In 2005, Todd started The Accidental Creative podcast, on topics that help creative pros unleash their best work, with tips from interviews with artists, authors, top thinkers and more (it has been downloaded millions of times).
Todd also published four books on how to succeed as a creative person: The Accidental Creative, Louder Than Words, Die Empty and, his most recent one, Herding Tigers, about how to lead talented, creative people. His work has been translated into more than a dozen languages, and he spends most of his time traveling around the world and speaking on topics related to creativity, leadership, productivity, and passion for work.
From our interview you’ll learn more about the books that left marks on Todd and “paid dividends in his life since reading them”. These are the books that helped him change his mindset, reframe daily struggles, zoom out in order to see the bigger picture, and overcome the effects of bureaucracy on creativity.
It’s difficult to say what business book is my favorite, as they all appeal to me in different ways. I’d say that the most influential book on my early career was Orbiting The Giant Hairball by Gordon MacKenzie. It was an insider look at creative leadership from the former creative director at Hallmark, and helped me open up to the effects of bureaucracy on creativity and how to surmount them.
My favorite non-business book is New Seeds of Contemplation by Thomas Merton. I re-read it yearly just to savor it.
I still remember reading 7 Habits Of Highly Effective People when I was in my mid-twenties and trying to determine the course my life would take. The idea of sharpening the saw hit me hard, and I remember dedicating myself to daily study and improvement at that very moment. It has paid profound dividends in my life ever since.

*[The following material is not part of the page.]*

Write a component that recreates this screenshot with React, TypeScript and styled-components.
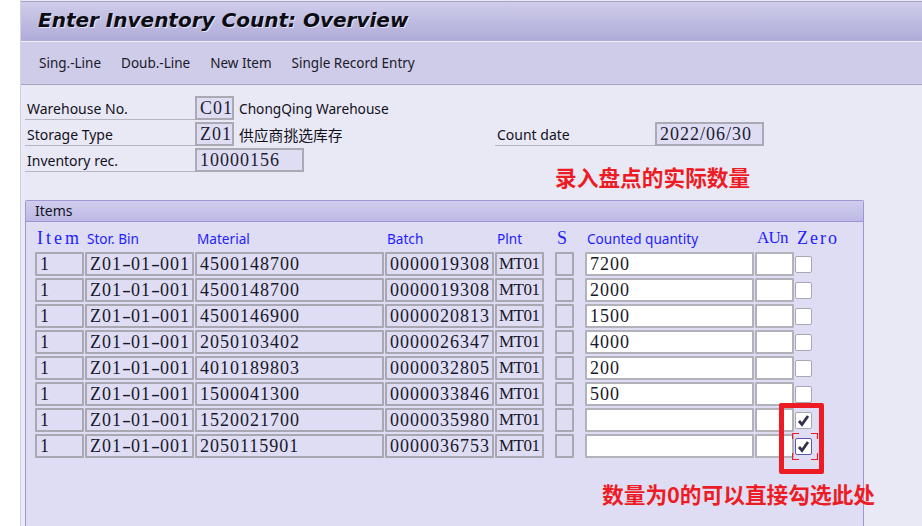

One immediately comes to mind. The first is Man’s Search For Meaning by Viktor Frankl. Frankl was in a concentration camp in WWII, and lost many family members and friends at the hands of Nazi tyranny. In reading his story, and learning how he managed to survive, I was struck by how he reframed the question about life purpose. He argues that instead of asking “what do I want out of life?”, we should instead ask “what does life want from me?” Approaching daily activity with a mindset of contribution and adding value re-frames many of the trivial stresses and frustrations and helps me to instead focus on the bigger picture of what I’m adding to the world.
So Good They Can’t Ignore You by Cal Newport, which is the best book I’ve read on career planning and management.
Organizing Genius by Warren Bennis, which is a phenomenal book on leading creative groups.
Letters To A Young Poet by Ranier Maria Rilke, which is a book of mentorship for young artists.
Getting Things Done, which is the manual for personal productivity.
And selfishly, Die Empty, which is my book about unleashing your best work every day.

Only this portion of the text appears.